Weakening of the labour movement – partly due to the fragmentation of trade unions along party lines, and partly due to an unhealthy competition among the major federations – has made collective organising a dream of the past. It hasn’t helped that more and more unions are embracing the ‘NGO model’, whereby they receive foreign funding for organising trainings, workshops and seminars. This in itself may not have been problematic if such programmes did not take precedence over radical collective action, such as the physical occupation of the streets or civil disobedience that Bangladesh witnessed in the 1980s and early 1990s.

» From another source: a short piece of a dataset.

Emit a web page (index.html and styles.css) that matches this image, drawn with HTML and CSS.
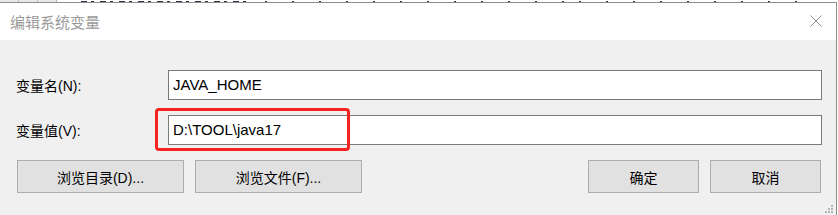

In its pursuit of unsustainable economic growth and eagerness to facilitate capital, the state has created apparatus like the Industrial Police – whose self-described mission is to “ensure safety and security of industries” and “take necessary measures to prevent any labour unrest in the industrial area” – and continues to conflate workers with criminals and factory owners’ profits with national interest. Every major workers’ protest in the last decade has been met with violence, with many resulting in one or more deaths of workers. None of these deaths have ever been investigated properly.
In the aftermath of the 2018-19 strikes, a ten-member committee, with five representatives each from trade unions and factory owners, was formed on 8 January 2019 to review the wage structure. As the protests continued, less than a week later, the board decided that wages would go up by BDT 15 for workers in Grade 6, BDT 20 for those in Grade 5, BDT 102 in Grade 4, BDT 255 in Grade 3, and BDT 786 in Grade 2. Given how insufficient these increases are, it is hardly surprising that the state-business nexus has had to resort to bullying and violence to scare the workers into submission. But for how long can a disgruntled workforce be kept in check?
Sushmita S Preetha is a journalist and researcher who specialises in labour.